Most of central Aarhus is easily covered on foot. There are many pedestrianised streets, narrow streets, open spaces, squares and car-free zones.
If you want to go shopping, the best places to go are: the newly-renovated pedestrianised high street "Strøget" which stretches from the railway station to the Cathedral; the city squares; the "Latin Quarter"; and along the re-opened section of the Aarhus Å river where you will find a string of vibrant and pleasant cafés.
It is also in these parts of the city that you find Old Aarhus. In the "Latin Quarter" there are many fine buildings dating back to the 17th, 18th and 19th centuries. Previously these used to be merchant's houses and small commercial concerns whereas today they have been converted into shops, restaurants and offices.
In the city centre there are also several of Aarhus’ architectural gems such as the old Customs House, the Aarhus Theatre, the Hotel Royal and the old City Hall which now holds The Women's Museum and The Occupation Museum.
Near the old city centre, at most a 10-minute walk, lies the City Hall park with the Aarhus City Hall, and, immediately opposite, the Concert Hall, the Scandinavian Congress Center and the ARoS Aarhus Art Museum, and from this point it is only a further 10 minutes on foot to the Old Town.

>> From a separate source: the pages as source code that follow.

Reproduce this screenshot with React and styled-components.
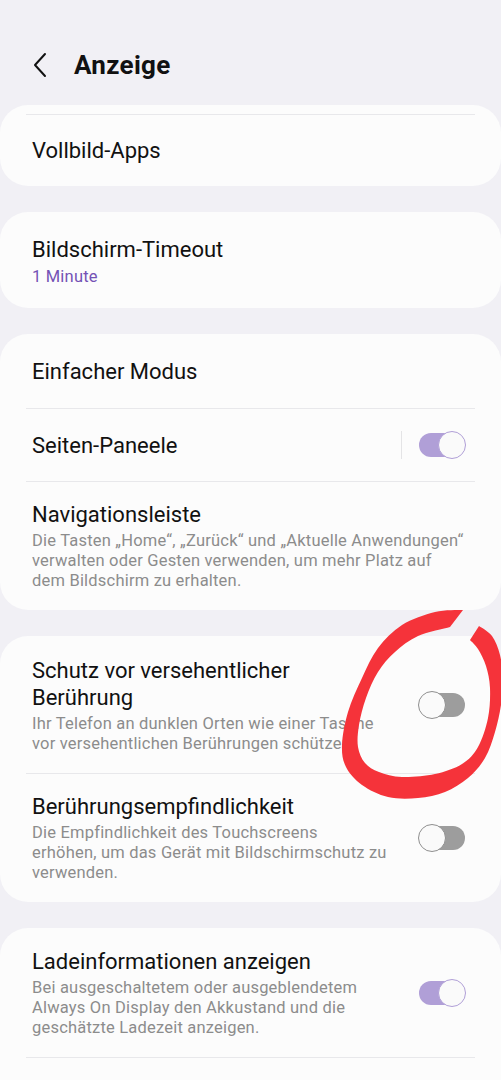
import React from "react";
import styled, { createGlobalStyle } from "styled-components";

const Global = createGlobalStyle`
  html, body {
    margin: 0;
    padding: 0;
    background: #f1f0f5;
  }
  body {
    font-family: Roboto, "Noto Sans", "Liberation Sans", sans-serif;
    -webkit-font-smoothing: antialiased;
  }
`;

const Page = styled.div`
  position: relative;
  width: 501px;
  height: 1080px;
  overflow: hidden;
  background: #f1f0f5;
`;

const Header = styled.header`
  height: 105px;
  padding-top: 25px;
  box-sizing: border-box;
  display: flex;
  align-items: center;
  padding-left: 32px;
  gap: 26px;
`;

const Title = styled.h1`
  margin: 0;
  font-size: 26px;
  font-weight: 700;
  color: #111;
  letter-spacing: 0.3px;
`;

const List = styled.div`
  display: flex;
  flex-direction: column;
  gap: 26px;
`;

const Card = styled.section`
  background: #fcfcfc;
  border-radius: 28px;
  padding-top: ${(p) => (p.$scrolled ? "9px" : "0")};
`;

const Divider = styled.div`
  height: 1px;
  margin: 0 26px;
  background: #e8e8eb;
`;

const Row = styled.div`
  display: flex;
  align-items: center;
  padding: ${(p) => p.$pt}px 32px ${(p) => p.$pb}px 32px;
  box-sizing: border-box;
`;

const Text = styled.div`
  flex: 1;
  padding-right: ${(p) => (p.$withControl ? "29px" : "0")};
`;

const Label = styled.div`
  font-size: 22px;
  line-height: 27px;
  color: #111;
`;

const Sub = styled.div`
  margin-top: 4px;
  font-size: 16.5px;
  line-height: 20px;
  letter-spacing: 0.2px;
  color: #7452b5;
`;

const Desc = styled.div`
  margin-top: 3px;
  font-size: 16.5px;
  line-height: 20px;
  letter-spacing: 0.2px;
  color: #8c8c8c;
`;

const VLine = styled.div`
  width: 1px;
  height: 28px;
  background: #e4e4e6;
  margin-right: 16px;
`;

const Track = styled.div`
  position: relative;
  width: 48px;
  height: 28px;
  flex: none;
  margin-right: 3px;
  &::before {
    content: "";
    position: absolute;
    left: 1px;
    right: 1px;
    top: 2px;
    bottom: 2px;
    border-radius: 12px;
    background: ${(p) => (p.$on ? "#b09fd7" : "#9d9d9d")};
  }
  &::after {
    content: "";
    position: absolute;
    top: 0;
    left: ${(p) => (p.$on ? "20px" : "0")};
    width: 28px;
    height: 28px;
    box-sizing: border-box;
    border-radius: 50%;
    background: #fafafa;
    border: 1.5px solid ${(p) => (p.$on ? "#b09fd7" : "#8f8f8f")};
  }
`;

const Annotation = styled.svg`
  position: absolute;
  left: 0;
  top: 0;
  pointer-events: none;
`;

const Back = () => (
  <svg width="16" height="26" viewBox="0 0 16 26">
    <path d="M13 2 L3 13 L13 24" fill="none" stroke="#111" strokeWidth="2" strokeLinecap="round" strokeLinejoin="round" />
  </svg>
);

// hand drawn marker stroke: outer edge then inner edge, smoothed
const outer = [
  [463, 610], [435, 612], [402, 625], [378, 648], [362, 678], [348, 712],
  [342, 745], [346, 767], [362, 785], [388, 797], [418, 798], [445, 792],
  [468, 778], [485, 758], [495, 732], [501, 705], [503, 680], [500, 655],
  [492, 636], [479, 626],
];
const inner = [
  [470, 640], [478, 649], [486, 666], [490, 688], [488, 718], [478, 747],
  [462, 764], [435, 774], [402, 777], [379, 772], [365, 763], [358, 747],
  [359, 725], [366, 698], [378, 672], [395, 652], [418, 636], [450, 627],
];

const smooth = (pts) => {
  let d = "";
  for (let i = 0; i < pts.length - 1; i++) {
    const p0 = pts[i - 1] || pts[i];
    const p1 = pts[i];
    const p2 = pts[i + 1];
    const p3 = pts[i + 2] || p2;
    const c1 = [p1[0] + (p2[0] - p0[0]) / 6, p1[1] + (p2[1] - p0[1]) / 6];
    const c2 = [p2[0] - (p3[0] - p1[0]) / 6, p2[1] - (p3[1] - p1[1]) / 6];
    d += ` C${c1[0]},${c1[1]} ${c2[0]},${c2[1]} ${p2[0]},${p2[1]}`;
  }
  return d;
};

const markPath =
  `M${outer[0][0]},${outer[0][1]}` +
  smooth(outer) +
  ` L${inner[0][0]},${inner[0][1]}` +
  smooth(inner) +
  " Z";

export default function App() {
  return (
    <Page>
      <Global />
      <Header>
        <Back />
        <Title>Anzeige</Title>
      </Header>
      <List>
        <Card $scrolled>
          <Divider />
          <Row $pt={22} $pb={22}>
            <Text>
              <Label>Vollbild-Apps</Label>
            </Text>
          </Row>
        </Card>

        <Card>
          <Row $pt={23.5} $pb={21.5}>
            <Text>
              <Label>Bildschirm-Timeout</Label>
              <Sub>1 Minute</Sub>
            </Text>
          </Row>
        </Card>

        <Card>
          <Row $pt={23.5} $pb={23.5}>
            <Text>
              <Label>Einfacher Modus</Label>
            </Text>
          </Row>
          <Divider />
          <Row $pt={22} $pb={22}>
            <Text $withControl>
              <Label>Seiten-Paneele</Label>
            </Text>
            <VLine />
            <Track $on />
          </Row>
          <Divider />
          <Row $pt={18.5} $pb={19.5}>
            <Text>
              <Label>Navigationsleiste</Label>
              <Desc>
                Die Tasten „Home“, „Zurück“ und „Aktuelle Anwendungen“
                verwalten oder Gesten verwenden, um mehr Platz auf dem
                Bildschirm zu erhalten.
              </Desc>
            </Text>
          </Row>
        </Card>

        <Card>
          <Row $pt={20.5} $pb={19.5}>
            <Text $withControl>
              <Label>Schutz vor versehentlicher Berührung</Label>
              <Desc>
                Ihr Telefon an dunklen Orten wie einer Tasche vor
                versehentlichen Berührungen schützen.
              </Desc>
            </Text>
            <Track />
          </Row>
          <Divider />
          <Row $pt={18.5} $pb={19}>
            <Text $withControl>
              <Label>Berührungsempfindlichkeit</Label>
              <Desc>
                Die Empfindlichkeit des Touchscreens erhöhen,&nbsp;um das
                Gerät mit Bildschirmschutz zu verwenden.
              </Desc>
            </Text>
            <Track />
          </Row>
        </Card>

        <Card>
          <Row $pt={20.5} $pb={19}>
            <Text $withControl>
              <Label>Ladeinformationen anzeigen</Label>
              <Desc>
                Bei ausgeschaltetem oder ausgeblendetem Always On Display den
                Akkustand und die geschätzte Ladezeit anzeigen.
              </Desc>
            </Text>
            <Track $on />
          </Row>
          <Divider />
          <Row $pt={23} $pb={23}>
            <Text>
              <Label>&nbsp;</Label>
            </Text>
          </Row>
        </Card>
      </List>

      <Annotation width="501" height="1080" viewBox="0 0 501 1080">
        <path d={markPath} fill="#f5333a" />
      </Annotation>
    </Page>
  );
}
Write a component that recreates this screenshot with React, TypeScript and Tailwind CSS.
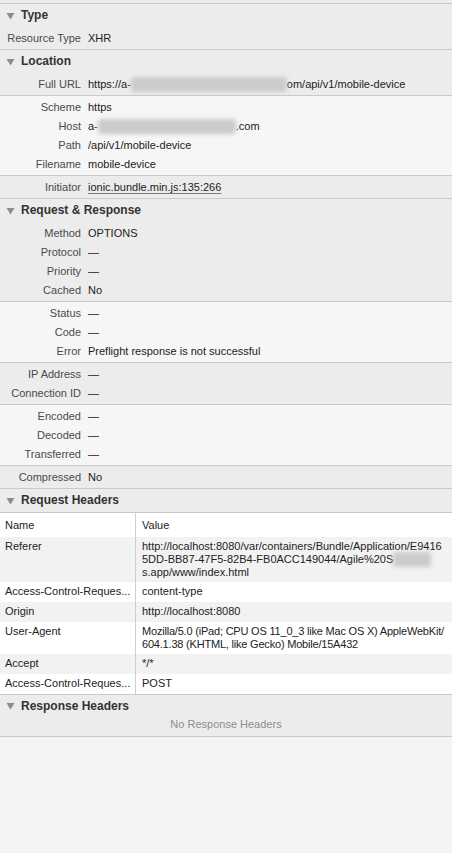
import type { ReactNode } from 'react'

type Row = { label: string; value: ReactNode }

function Blur({ w }: { w: number }) {
  return (
    <span
      className="inline-block h-[15px] align-middle bg-[#cbcbcb] blur-[2px] rounded-sm"
      style={{ width: w }}
    />
  )
}

function Triangle() {
  return (
    <svg width="9" height="8" viewBox="0 0 9 8" className="mr-[6px]">
      <path d="M0.5 1 L8.5 1 L4.5 7.5 Z" fill="#8c8c8c" />
    </svg>
  )
}

function Header({ title, h = 'h-[23px]' }: { title: string; h?: string }) {
  return (
    <div className={`${h} flex items-center pl-[6px] text-[12px] font-bold text-[#333]`}>
      <Triangle />
      {title}
    </div>
  )
}

function Group({ rows, light }: { rows: Row[]; light?: boolean }) {
  return (
    <div
      className={`pt-[2px] pb-[1px] border-b border-[#c9c9c9] ${
        light ? 'bg-[#f6f6f6]' : 'bg-[#ececec]'
      }`}
    >
      {rows.map(({ label, value }) => (
        <div key={label} className="h-[19px] flex items-center">
          <div className="w-[81px] text-right text-[#4a4a4a] whitespace-nowrap">{label}</div>
          <div className="pl-[7px] text-[#222] whitespace-nowrap flex items-center">{value}</div>
        </div>
      ))}
    </div>
  )
}

const headerRows: { name: string; lines: ReactNode[]; tight?: boolean }[] = [
  {
    name: 'Referer',
    lines: [
      'http://localhost:8080/var/containers/Bundle/Application/E9416',
      <>
        5DD-BB87-47F5-82B4-FB0ACC149044/Agile%20S
        <Blur w={38} />
      </>,
      's.app/www/index.html'
    ]
  },
  { name: 'Access-Control-Reques...', lines: ['content-type'] },
  { name: 'Origin', lines: ['http://localhost:8080'] },
  {
    name: 'User-Agent',
    tight: true,
    lines: [
      'Mozilla/5.0 (iPad; CPU OS 11_0_3 like Mac OS X) AppleWebKit/',
      '604.1.38 (KHTML, like Gecko) Mobile/15A432'
    ]
  },
  { name: 'Accept', lines: ['*/*'] },
  { name: 'Access-Control-Reques...', lines: ['POST'] }
]

export default function App() {
  return (
    <div className="w-[452px] min-h-[853px] bg-[#f4f4f4] font-['Liberation_Sans',Arial,sans-serif] text-[11px] leading-[13px]">
      <div className="bg-[#ececec] pt-[3px]">
        <div className="border-t border-[#c9c9c9]" />

        {/* Type */}
        <Header title="Type" />
        <Group rows={[{ label: 'Resource Type', value: 'XHR' }]} />

        {/* Location */}
        <Header title="Location" />
        <Group
          rows={[
            {
              label: 'Full URL',
              value: (
                <>
                  https://a-
                  <Blur w={156} />
                  om/api/v1/mobile-device
                </>
              )
            }
          ]}
        />
        <Group
          light
          rows={[
            { label: 'Scheme', value: 'https' },
            {
              label: 'Host',
              value: (
                <>
                  a-
                  <Blur w={138} />
                  .com
                </>
              )
            },
            { label: 'Path', value: '/api/v1/mobile-device' },
            { label: 'Filename', value: 'mobile-device' }
          ]}
        />
        <Group
          rows={[
            {
              label: 'Initiator',
              value: (
                <span className="underline decoration-[#777] underline-offset-2">
                  ionic.bundle.min.js:135:266
                </span>
              )
            }
          ]}
        />

        {/* Request & Response */}
        <Header title="Request & Response" />
        <Group
          rows={[
            { label: 'Method', value: 'OPTIONS' },
            { label: 'Protocol', value: '—' },
            { label: 'Priority', value: '—' },
            { label: 'Cached', value: 'No' }
          ]}
        />
        <Group
          light
          rows={[
            { label: 'Status', value: '—' },
            { label: 'Code', value: '—' },
            { label: 'Error', value: 'Preflight response is not successful' }
          ]}
        />
        <Group
          rows={[
            { label: 'IP Address', value: '—' },
            { label: 'Connection ID', value: '—' }
          ]}
        />
        <Group
          light
          rows={[
            { label: 'Encoded', value: '—' },
            { label: 'Decoded', value: '—' },
            { label: 'Transferred', value: '—' }
          ]}
        />
        <Group rows={[{ label: 'Compressed', value: 'No' }]} />

        {/* Request Headers */}
        <Header title="Request Headers" />
        <div className="border-t border-b border-[#c9c9c9] text-[#222]">
          <div className="flex bg-white h-[24px]">
            <div className="w-[136px] shrink-0 border-r border-[#cfcfcf] pl-[5px] flex items-center">Name</div>
            <div className="pl-[6px] flex items-center">Value</div>
          </div>
          {headerRows.map(({ name, lines, tight }, i) => (
            <div
              key={i}
              className={`flex min-h-[20px] ${i % 2 === 0 ? 'bg-[#f2f2f2]' : 'bg-white'}`}
            >
              <div className="w-[136px] shrink-0 border-r border-[#cfcfcf] pl-[5px] py-[3px] whitespace-nowrap">
                {name}
              </div>
              <div className={`pl-[6px] py-[3px] ${tight ? 'tracking-[-0.2px]' : ''}`}>
                {lines.map((l, j) => (
                  <div key={j} className="whitespace-nowrap flex items-center h-[13px]">
                    {l}
                  </div>
                ))}
              </div>
            </div>
          ))}
        </div>

        {/* Response Headers */}
        <Header title="Response Headers" h="h-[22px]" />
        <div className="h-[20px] pt-[1px] text-center text-[#8e8e8e] border-b border-[#c9c9c9]">
          No Response Headers
        </div>
      </div>
    </div>
  )
}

The city also boasts several parks and green areas which are perfect for strolling in or for just sitting down on a bench to relax. The Old Town is located in the Botanical Gardens with its wonderful array of fascinating plants and trees.
The Memorial Park, which is in a wonderful location in front of the Marselisborg Palace leading down to the Bay of Aarhus, boasts vast lawns, huge old trees, the Rømer Garden with a wealth of flowers, and the monument to commemorate Danes who were killed as enlisted soldiers in the German army during WW1.
A stone’s throw from here lies the Marselisborg Palace Park which is open to the public when the Royal family is not in residence. The park, which has exceptional views of the bay, holds a fine collection of sculptures which are distributed throughout the park in an inspired and striking manner.
Both north and south of the city there are woodland areas which are perfect for strolling through, and both the local and the district councils organise nature walks in the area.